→ EXERCISE TASK: Leave the pictures out and retype the lines from the beginning through the line with "number, up: 0 | 1];", both ends included.

Interface markup and scripts:
----

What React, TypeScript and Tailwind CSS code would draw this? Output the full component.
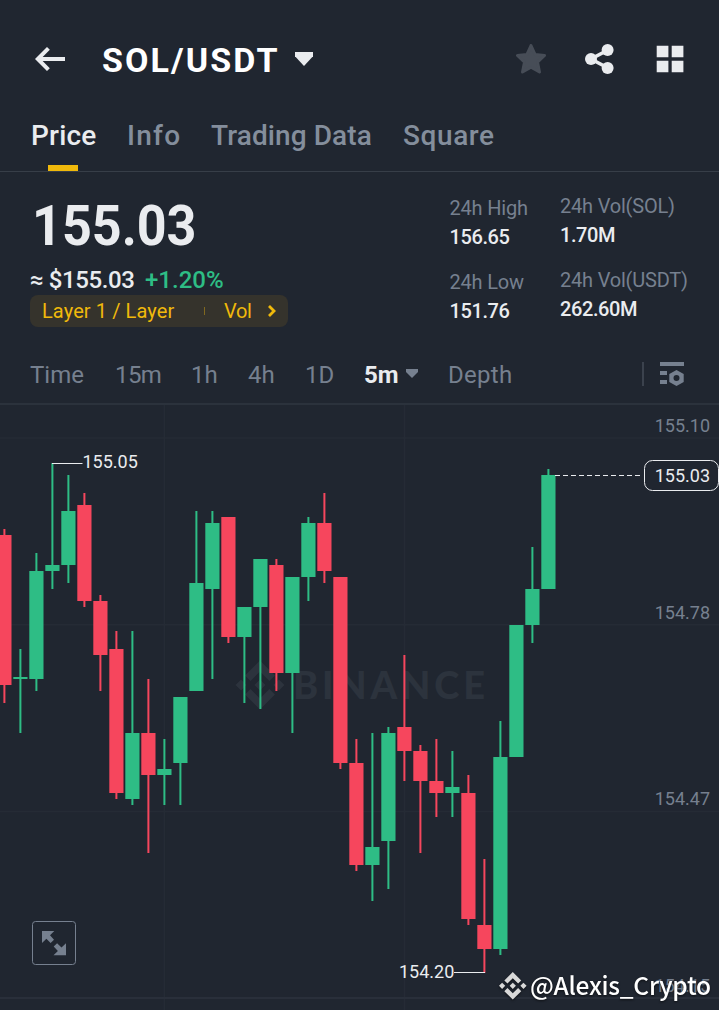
import React from 'react';

type Candle = [high: number, top: number, bottom: number, low: number, up: 0 | 1];

// Values are ticks of 0.01 above 154.20
const candles: Candle[] = [
  [74, 73, 48, 45, 0],
  [54, 49, 49, 40, 1],
  [70, 67, 49, 47, 1],
  [85, 68, 67, 64, 1],
  [83, 77, 68, 65, 1],
  [80, 78, 62, 61, 0],
  [63, 62, 53, 47, 0],
  [57, 54, 30, 29, 0],
  [57, 40, 29, 28, 1],
  [49, 40, 33, 20, 0],
  [39, 34, 33, 28, 1],
  [46, 46, 35, 28, 1],
  [77, 65, 47, 47, 1],
  [77, 75, 64, 49, 1],
  [76, 76, 56, 55, 0],
  [61, 61, 56, 45, 1],
  [69, 69, 61, 44, 1],
  [69, 68, 50, 47, 0],
  [66, 66, 50, 40, 1],
  [76, 75, 66, 62, 1],
  [80, 75, 67, 65, 0],
  [66, 66, 35, 34, 0],
  [39, 35, 18, 17, 0],
  [40, 21, 18, 12, 1],
  [41, 40, 22, 14, 1],
  [53, 41, 37, 32, 0],
  [38, 37, 32, 20, 0],
  [39, 32, 30, 26, 0],
  [37, 31, 30, 26, 1],
  [33, 30, 9, 8, 0],
  [19, 8, 4, 0, 0],
  [42, 36, 4, 3, 1],
  [58, 58, 36, 36, 1],
  [71, 64, 58, 55, 1],
  [84, 83, 64, 64, 1],
];

const GREEN = '#2ebd85';
const RED = '#f6465d';

const LOGO_PATH =
  'M16.624 13.9202l2.7175 2.7154-7.353 7.353-7.353-7.352 2.7175-2.7164 4.6355 4.6595 4.6356-4.6595zm4.6366-4.6366L24 12l-2.7154 2.7164L18.5682 12l2.6924-2.7164zm-9.272.001l2.7163 2.6914-2.7164 2.7174v-.001L9.2721 12l2.7164-2.7154zm-9.2722-.001L5.4088 12l-2.6914 2.6924L0 12l2.7164-2.7164zM11.9885.0115l7.353 7.329-2.7174 2.7154-4.6356-4.6356-4.6355 4.6595-2.7174-2.7154 7.353-7.353z';

const toY = (tick: number) => 973 - tick * 6;

const priceLabels = [
  { y: 432, text: '155.10' },
  { y: 619, text: '154.78' },
  { y: 805, text: '154.47' },
  { y: 992, text: '154.15' },
];

function Header() {
  return (
    <header className="flex h-[119px] items-center px-[35px] pb-px">
      <svg className="h-6 w-[30px] shrink-0" viewBox="0 0 30 24" fill="none" stroke="#eaecef" strokeWidth="4">
        <path d="M2.5 12H30" />
        <path d="M13.4 1.4 2.8 12l10.6 10.6" />
      </svg>
      <h1 className="ml-[37px] w-[178px] whitespace-nowrap pt-0.5 text-[34px] font-bold leading-10 tracking-[2.1px] text-white">
        SOL/USDT
      </h1>
      <svg className="ml-[15px] h-[14px] w-[18px] shrink-0" viewBox="0 0 18 14" fill="#eaecef">
        <path d="M0 0h18v4.2L9 14 0 4.2z" />
      </svg>
      <div className="ml-auto flex items-center">
        <svg className="size-[30px]" viewBox="0 0 30 30">
          <path
            d="M15 1.5l4.1 9 9.4 1-7 6.6 2 9.9-8.5-4.7L6.5 28l2-9.9-7-6.6 9.4-1z"
            fill="#474d57"
            stroke="#474d57"
            strokeWidth="3"
            strokeLinejoin="round"
          />
        </svg>
        <svg className="ml-[38px] size-[30px]" viewBox="0 0 30 30" fill="#eaecef">
          <path d="M24 6 7 15l17 9" fill="none" stroke="#eaecef" strokeWidth="3.6" />
          <circle cx="7" cy="15" r="6" />
          <circle cx="23.6" cy="6" r="6" />
          <circle cx="23.6" cy="24" r="6" />
        </svg>
        <svg className="ml-[42px] h-7 w-[28px]" viewBox="0 0 28 28" fill="#eaecef">
          <path d="M.7.7h11.7v11.5H.7zM15.7.7h11.7v11.5H15.7zM.7 15.7h11.7v11.5H.7zM15.7 15.7h11.7v11.5H15.7z" />
        </svg>
      </div>
    </header>
  );
}

function Tabs() {
  return (
    <nav className="flex h-[53px] whitespace-nowrap border-b border-[#373e48] pl-[31px] text-[28px] font-medium leading-[34px] text-[#848e9c]">
      <div className="flex w-24 flex-col justify-between">
        <span className="tracking-[0.2px] text-[#eaecef]">Price</span>
        <span className="ml-[17px] h-1.5 w-[30px] bg-[#f0b90b]" />
      </div>
      <span className="w-[84px] tracking-[1.3px]">Info</span>
      <span className="w-48 tracking-[0.1px]">Trading Data</span>
      <span className="tracking-[0.6px]">Square</span>
    </nav>
  );
}

function Stat({ label, value }: { label: string; value: string }) {
  return (
    <div className="h-[74px] whitespace-nowrap text-xl">
      <div className="h-[29px] leading-[28px] tracking-[-0.2px] text-[#76808f]">{label}</div>
      <div className="font-medium leading-[29px] tracking-[-0.4px] text-[#eaecef]">{value}</div>
    </div>
  );
}

function Summary() {
  return (
    <section className="flex h-[173px]">
      <div className="w-[420px] pl-[30px]">
        <div className="h-[88px] pt-[21px]">
          <div className="ml-0.5 w-fit origin-left scale-x-[0.93] text-[56px] font-bold leading-[66px] text-[#eaecef]">
            155.03
          </div>
        </div>
        <div className="flex h-[35px] items-center pt-1.5 text-2xl font-medium leading-[29px]">
          <span className="w-[115px] whitespace-nowrap tracking-[-0.4px] text-[#eaecef]">≈ $155.03</span>
          <span className="text-[#2ebd85]">+1.20%</span>
        </div>
        <div className="flex h-8 w-[258px] items-center rounded-lg bg-[#35332c] pl-3 text-xl text-[#f0b90b]">
          <span className="w-[162px] whitespace-nowrap tracking-[0.1px]">Layer 1 / Layer</span>
          <span className="h-2 w-px bg-[#80681f]" />
          <span className="ml-[19px] w-11 tracking-[-0.3px]">Vol</span>
          <svg className="h-3 w-2" viewBox="0 0 8 12" fill="none" stroke="#f0b90b" strokeWidth="2.8">
            <path d="M1 1l5 5-5 5" />
          </svg>
        </div>
      </div>
      <div className="w-[111px] pl-[29.5px] pt-[22px]">
        <Stat label="24h High" value="156.65" />
        <Stat label="24h Low" value="151.76" />
      </div>
      <div className="flex-1 pl-[29px] pt-5">
        <Stat label="24h Vol(SOL)" value="1.70M" />
        <Stat label="24h Vol(USDT)" value="262.60M" />
      </div>
    </section>
  );
}

function Intervals() {
  return (
    <div className="flex h-[58px] items-center whitespace-nowrap pl-[30px] text-2xl text-[#76808f]">
      <span className="w-[85px] pt-0.5">Time</span>
      <span className="w-[76px] pt-0.5 tracking-[-0.6px]">15m</span>
      <span className="w-[57px] pt-0.5">1h</span>
      <span className="w-[57px] pt-0.5">4h</span>
      <span className="w-[59px] pt-0.5">1D</span>
      <span className="w-[42px] pt-0.5 font-bold text-[#eaecef]">5m</span>
      <svg className="mb-0.5 h-[9px] w-3" viewBox="0 0 12 9" fill="#76808f">
        <path d="M0 0h12v3L6 9 0 3z" />
      </svg>
      <span className="ml-[30px] pt-0.5 tracking-[0.3px]">Depth</span>
      <span className="ml-auto h-6 w-0.5 bg-[#3b424d]" />
      <svg className="ml-4 mr-[35px] size-6" viewBox="0 0 24 24" fill="#76808f">
        <path d="M0 0h24v4H0zM0 9h7v4H0zM0 18h7v4H0z" />
        <path
          fillRule="evenodd"
          d="M16.5 8l7.2 4v8l-7.2 4-7.2-4v-8zM16.5 13a3 3 0 1 0 0 6 3 3 0 0 0 0-6z"
        />
      </svg>
    </div>
  );
}

function Chart() {
  return (
    <svg
      className="block h-[607px] w-[719px] font-[Roboto,'Liberation_Sans',sans-serif]"
      viewBox="0 403 719 607"
      fontSize="18"
    >
      {/* grid */}
      <path d="M0 404h719" stroke="#2b323c" strokeWidth="2" />
      <path d="M0 438h719M0 624.7h719M0 811.5h719M164.3 405v605M404.5 405v605" stroke="#252b35" strokeWidth="1.5" />
      <path d="M0 998h719" stroke="#292f3a" strokeWidth="2" />

      {/* watermark */}
      <g fill="#2c333d">
        <path d={LOGO_PATH} transform="translate(235.5 660.5) scale(2.04)" />
        <text
          x="293"
          y="699"
          fontSize="38"
          fontWeight="900"
          textLength="192"
          className="font-[Lato,Inter,sans-serif]"
        >
          BINANCE
        </text>
      </g>

      {candles.map(([high, top, bottom, low, up], i) => {
        const x = 4.4 + i * 16;
        const h = Math.max(toY(bottom) - toY(top), 2);
        return (
          <g key={i} fill={up ? GREEN : RED}>
            <rect x={x - 1} y={toY(high)} width="2" height={toY(low) - toY(high)} />
            <rect x={x - 7.1} y={toY(bottom) - h} width="14.2" height={h} />
          </g>
        );
      })}

      {/* high / low markers */}
      <path d="M52 463.5h30.5M454 972.5h31" stroke="#eaecef" />
      <g fill="#eaecef">
        <text x="82.5" y="468">155.05</text>
        <text x="399" y="978">154.20</text>
      </g>

      <g fill="#76808f" textAnchor="end">
        {priceLabels.map((label) => (
          <text key={label.text} x="710" y={label.y}>
            {label.text}
          </text>
        ))}
      </g>

      {/* last price */}
      <path d="M555 475.5h85" stroke="#eaecef" strokeDasharray="5 3" />
      <rect x="644.5" y="460.5" width="74" height="30" rx="8" fill="#202630" stroke="#eaecef" />
      <text x="710" y="482" fill="#eaecef" textAnchor="end">155.03</text>

      {/* fullscreen button */}
      <rect x="32.5" y="921.5" width="43" height="43" rx="3" fill="none" stroke="#76808f" />
      <path
        d="M42 931h12.3l-4.3 4.3 4 4.4-3.4 3.4-4.2-4.4-4.4 4.4zM66 955.3H53.5l4.4-4.3-4.2-4.4 3.4-3.4 4.4 4.4 4.5-4.3z"
        fill="#76808f"
      />

      {/* author signature */}
      <g className="drop-shadow-[0_1px_1px_rgba(0,0,0,0.6)]">
        <path d={LOGO_PATH} transform="translate(499 972) scale(1.15)" fill="#d9d9d9" />
        <text
          x="530"
          y="995"
          fontSize="24.5"
          fontWeight="500"
          fill="#fff"
          textLength="181"
          className="font-['Noto_Sans_CJK_SC','Noto_Sans',sans-serif]"
        >
          @Alexis_Crypto
        </text>
      </g>
    </svg>
  );
}

export default function App() {
  return (
    <main className="h-[1010px] w-[719px] overflow-hidden bg-[#202630] font-[Roboto,'Liberation_Sans',sans-serif]">
      <Header />
      <Tabs />
      <Summary />
      <Intervals />
      <Chart />
    </main>
  );
}
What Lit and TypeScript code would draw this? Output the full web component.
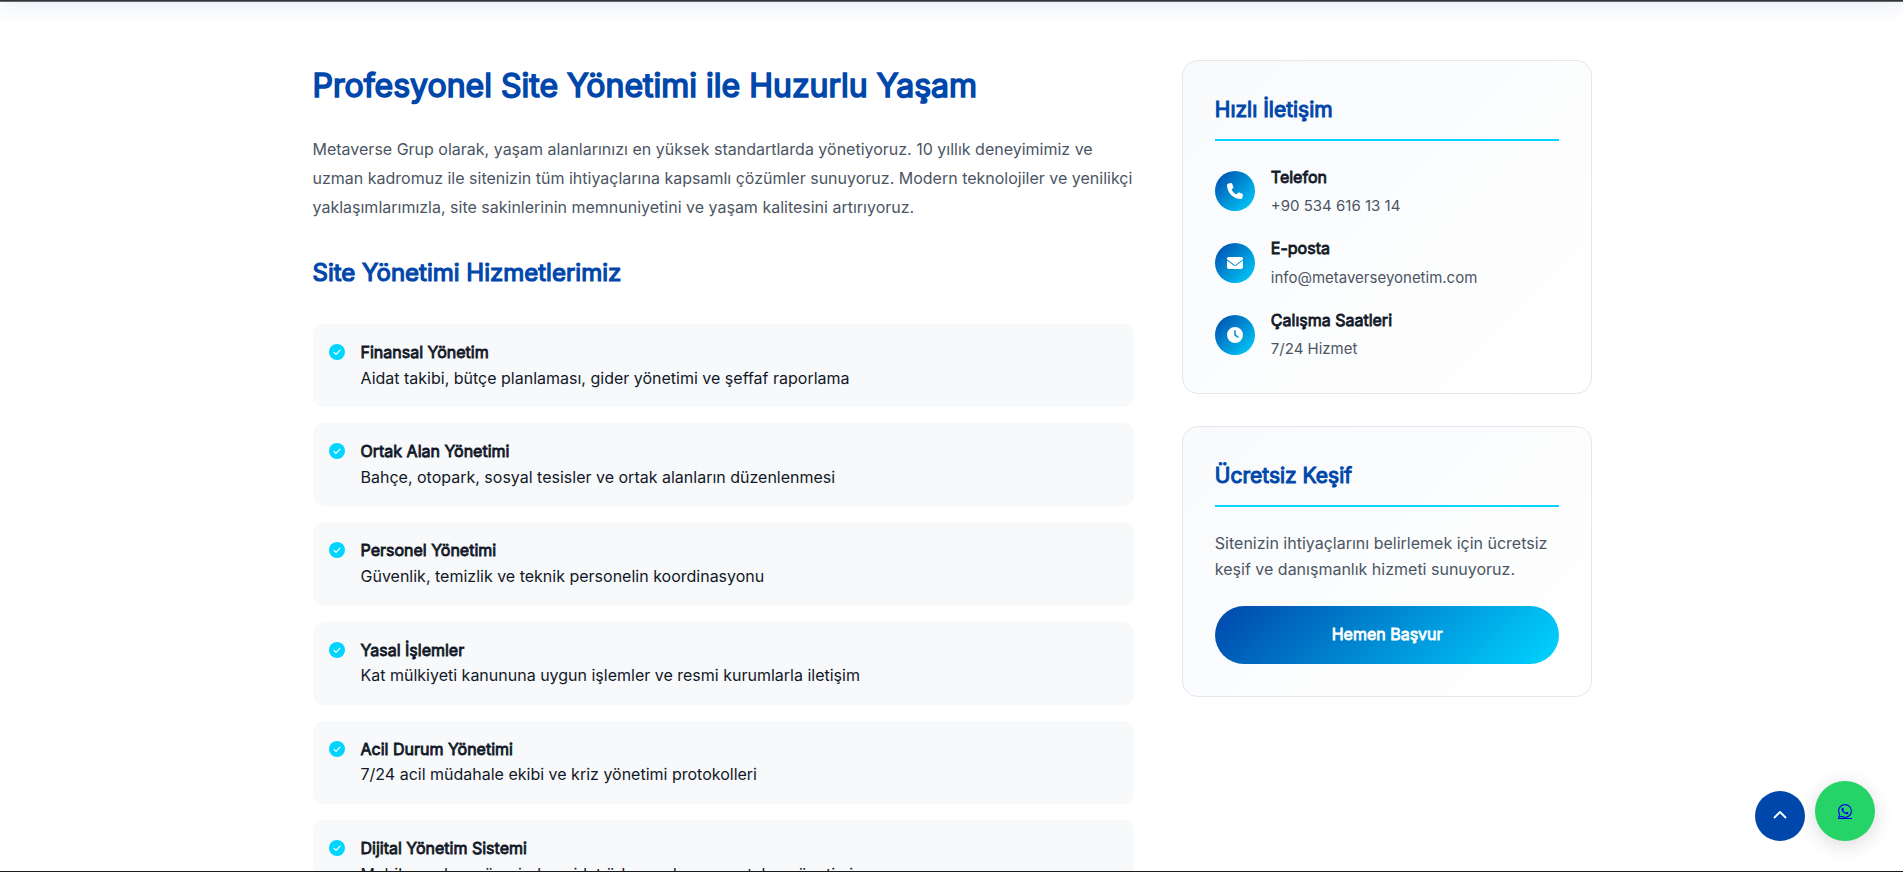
import { LitElement, html, css, svg } from "lit";
import { customElement } from "lit/decorators.js";

const icon = (body: unknown, size = 16, cls = "glyph") =>
  html`<svg class=${cls} viewBox="0 0 ${size} ${size}" fill="currentColor" aria-hidden="true">${body}</svg>`;

const phone = svg`<path d="M164.9 24.6c-7.7-18.6-28-28.5-47.4-23.2l-88 24C12.1 30.2 0 46 0 64C0 311.4 200.6 512 448 512c18 0 33.8-12.1 38.6-29.5l24-88c5.3-19.4-4.6-39.7-23.2-47.4l-96-40c-16.3-6.8-35.2-2.1-46.3 11.6L304.7 368C234.3 334.7 177.3 277.7 144 207.3L193.3 167c13.7-11.2 18.4-30 11.6-46.3l-40-96z"/>`;
const envelope = svg`<path d="M48 64C21.5 64 0 85.5 0 112c0 15.1 7.1 29.3 19.2 38.4L236.8 313.6c11.4 8.5 27 8.5 38.4 0L492.8 150.4c12.1-9.1 19.2-23.3 19.2-38.4c0-26.5-21.5-48-48-48H48zM0 176V384c0 35.3 28.7 64 64 64H448c35.3 0 64-28.7 64-64V176L294.4 339.2c-22.8 17.1-54 17.1-76.8 0L0 176z"/>`;
const clock = svg`<path fill-rule="evenodd" d="M256 0a256 256 0 1 1 0 512A256 256 0 1 1 256 0zM232 120V256c0 8 4 15.500 10.700 20l96 64c11 7.400 25.900 4.400 33.300-6.700s4.400-25.900-6.700-33.300L280 243.200V120c0-13.300-10.700-24-24-24s-24 10.700-24 24z"/>`;
const check = svg`<circle cx="8" cy="8" r="8"/><path d="M5 8.300l2 2 4-4.100" fill="none" stroke="#fff" stroke-width="1.2" stroke-linecap="round" stroke-linejoin="round"/>`;
const chevronUp = svg`<path fill="none" stroke="currentColor" stroke-width="1.800" stroke-linecap="round" stroke-linejoin="round" d="M2.500 9.500 8 4l5.500 5.500"/>`;
const whatsapp = svg`<path d="M13.601 2.326A7.85 7.85 0 0 0 7.994 0C3.627 0 .068 3.558.064 7.926c0 1.399.366 2.76 1.057 3.965L0 16l4.204-1.102a7.9 7.9 0 0 0 3.79.965h.004c4.368 0 7.926-3.558 7.93-7.93A7.9 7.9 0 0 0 13.6 2.326zM7.994 14.521a6.6 6.6 0 0 1-3.356-.92l-.24-.144-2.494.654.666-2.433-.156-.251a6.56 6.56 0 0 1-1.007-3.505c0-3.626 2.957-6.584 6.591-6.584a6.56 6.56 0 0 1 4.66 1.931 6.56 6.56 0 0 1 1.928 4.66c-.004 3.639-2.961 6.592-6.592 6.592m3.615-4.934c-.197-.099-1.17-.578-1.353-.646-.182-.065-.315-.099-.445.099-.133.197-.513.646-.627.775-.114.133-.232.148-.43.05-.197-.1-.836-.308-1.592-.985-.59-.525-.985-1.175-1.103-1.372-.114-.198-.011-.304.088-.403.087-.088.197-.232.296-.346.1-.114.133-.198.198-.33.065-.134.034-.248-.015-.347-.05-.099-.445-1.076-.612-1.47-.16-.389-.323-.335-.445-.34-.114-.007-.247-.007-.38-.007a.73.73 0 0 0-.529.247c-.182.198-.691.677-.691 1.654s.71 1.916.81 2.049c.098.133 1.394 2.132 3.383 2.992.47.205.84.326 1.129.418.475.152.904.129 1.246.08.38-.058 1.171-.48 1.338-.943.164-.464.164-.86.114-.943-.049-.084-.182-.133-.38-.232"/>`;

const services = [
  { title: "Finansal Yönetim", text: "Aidat takibi, bütçe planlaması, gider yönetimi ve şeffaf raporlama" },
  { title: "Ortak Alan Yönetimi", text: "Bahçe, otopark, sosyal tesisler ve ortak alanların düzenlenmesi" },
  { title: "Personel Yönetimi", text: "Güvenlik, temizlik ve teknik personelin koordinasyonu" },
  { title: "Yasal İşlemler", text: "Kat mülkiyeti kanununa uygun işlemler ve resmi kurumlarla iletişim" },
  { title: "Acil Durum Yönetimi", text: "7/24 acil müdahale ekibi ve kriz yönetimi protokolleri" },
  { title: "Dijital Yönetim Sistemi", text: "Mobil uygulama üzerinden aidat ödeme, duyuru ve talep yönetimi" },
];

const contacts = [
  { glyph: phone, title: "Telefon", text: "+90 534 616 13 14" },
  { glyph: envelope, title: "E-posta", text: "info@metaverseyonetim.com" },
  { glyph: clock, title: "Çalışma Saatleri", text: "7/24 Hizmet" },
];

@customElement("app-root")
export class AppRoot extends LitElement {
  static styles = css`
    :host {
      --primary: #0047ab;
      --accent: #00d4ff;
      --ink: #111827;
      --muted: #4b5563;
      --gradient: linear-gradient(135deg, var(--primary), var(--accent));
      display: block;
      position: relative;
      height: 100vh;
      overflow: hidden;
      background: #fff;
      color: var(--ink);
      font: 400 16px/1.6 Inter, "Liberation Sans", sans-serif;
    }
    *, *::before, *::after { box-sizing: border-box; }
    h1, h2, h3, h4, p, ul { margin: 0; padding: 0; }
    .topbar {
      height: 72px;
      margin-top: -70px;
      background: #333;
      border-bottom: 1px solid #666;
      box-shadow: 0 4px 20px rgba(0, 71, 171, 0.1);
    }
    .edge {
      position: absolute;
      inset: auto 0 0;
      height: 1px;
      background: #1a1a1a;
    }
    .page { padding: 58px 0 0 2px; }
    .container {
      display: grid;
      grid-template-columns: 2fr 1fr;
      gap: 48px;
      align-items: start;
      max-width: 1280px;
      margin: 0 auto;
    }
    h1, h2, h3 { color: var(--primary); }
    h1, h2, h3, h4, .cta { font-weight: 400; -webkit-text-stroke: 0.05em; }
    h1 { font-size: 32px; margin-bottom: 24px; }
    h2 { font-size: 24px; margin: 32px 0; }
    .lead { color: var(--muted); line-height: 1.8; }
    .services { list-style: none; display: grid; gap: 16px; }
    .service {
      display: flex;
      gap: 16px;
      padding: 16px;
      border-radius: 10px;
      background: #f8f9fb;
    }
    .tick { flex: none; width: 16px; height: 16px; margin-top: 4px; color: var(--accent); }
    .service h4, .contact h4 { font-size: 16px; }
    .sidebar { display: grid; gap: 32px; }
    .card {
      padding: 32px;
      border: 1px solid #e5e7eb;
      border-radius: 16px;
      background: linear-gradient(135deg, #f8fafc, #fff);
    }
    .card h3 {
      font-size: 21px;
      padding-bottom: 12px;
      margin-bottom: 24px;
      border-bottom: 2px solid var(--accent);
    }
    .contacts { list-style: none; display: grid; gap: 18px; }
    .contact { display: flex; align-items: center; gap: 16px; }
    .contact h4 { margin-bottom: 4px; }
    .contact p { font-size: 15px; color: var(--muted); }
    .badge {
      flex: none;
      display: grid;
      place-items: center;
      width: 40px;
      height: 40px;
      border-radius: 50%;
      background: var(--gradient);
      color: #fff;
    }
    .glyph { display: block; width: 16px; height: 16px; }
    .note { color: var(--muted); margin-bottom: 24px; }
    .cta {
      display: block;
      padding: 16px;
      border-radius: 32px;
      background: var(--gradient);
      color: #fff;
      text-align: center;
      text-decoration: none;
    }
    .floating {
      position: absolute;
      right: 28px;
      bottom: 31px;
      display: flex;
      align-items: flex-end;
      gap: 10px;
    }
    .round { display: grid; place-items: center; border: 0; padding: 0; border-radius: 50%; }
    .up { width: 50px; height: 50px; background: var(--primary); color: #fff; }
    .wa {
      width: 60px;
      height: 60px;
      background: #25d366;
      color: #0000ee;
      box-shadow: 0 4px 20px rgba(0, 0, 0, 0.15);
    }
    .wa .mark { display: block; border-bottom: 1px solid; }
    .wa .mark .glyph { width: 14px; height: 14px; }
  `;

  render() {
    return html`
      <div class="topbar"></div>
      <main class="page">
        <div class="container">
          <article>
            <h1>Profesyonel Site Yönetimi ile Huzurlu Yaşam</h1>
            <p class="lead">Metaverse Grup olarak, yaşam alanlarınızı en yüksek standartlarda yönetiyoruz. 10 yıllık deneyimimiz ve uzman kadromuz ile sitenizin tüm ihtiyaçlarına kapsamlı çözümler sunuyoruz. Modern teknolojiler ve yenilikçi yaklaşımlarımızla, site sakinlerinin memnuniyetini ve yaşam kalitesini artırıyoruz.</p>
            <h2>Site Yönetimi Hizmetlerimiz</h2>
            <ul class="services">
              ${services.map((s) => html`
                <li class="service">
                  ${icon(check, 16, "tick")}
                  <div><h4>${s.title}</h4><p>${s.text}</p></div>
                </li>`)}
            </ul>
          </article>
          <aside class="sidebar">
            <section class="card">
              <h3>Hızlı İletişim</h3>
              <ul class="contacts">
                ${contacts.map((c) => html`
                  <li class="contact">
                    <span class="badge">${icon(c.glyph, 512)}</span>
                    <div><h4>${c.title}</h4><p>${c.text}</p></div>
                  </li>`)}
              </ul>
            </section>
            <section class="card">
              <h3>Ücretsiz Keşif</h3>
              <p class="note">Sitenizin ihtiyaçlarını belirlemek için ücretsiz keşif ve danışmanlık hizmeti sunuyoruz.</p>
              <a class="cta" href="#basvuru">Hemen Başvur</a>
            </section>
          </aside>
        </div>
      </main>
      <div class="floating">
        <button class="round up" type="button" aria-label="Yukarı çık">${icon(chevronUp)}</button>
        <a class="round wa" href="#whatsapp" aria-label="WhatsApp"><span class="mark">${icon(whatsapp)}</span></a>
      </div>
      <div class="edge"></div>
    `;
  }
}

----

→ RESPONSE:
What React, TypeScript and Tailwind CSS code would draw this? Output the full component.
import React from 'react';

type Candle = [high: number, top: number, bottom: number, low: number, up: 0 | 1];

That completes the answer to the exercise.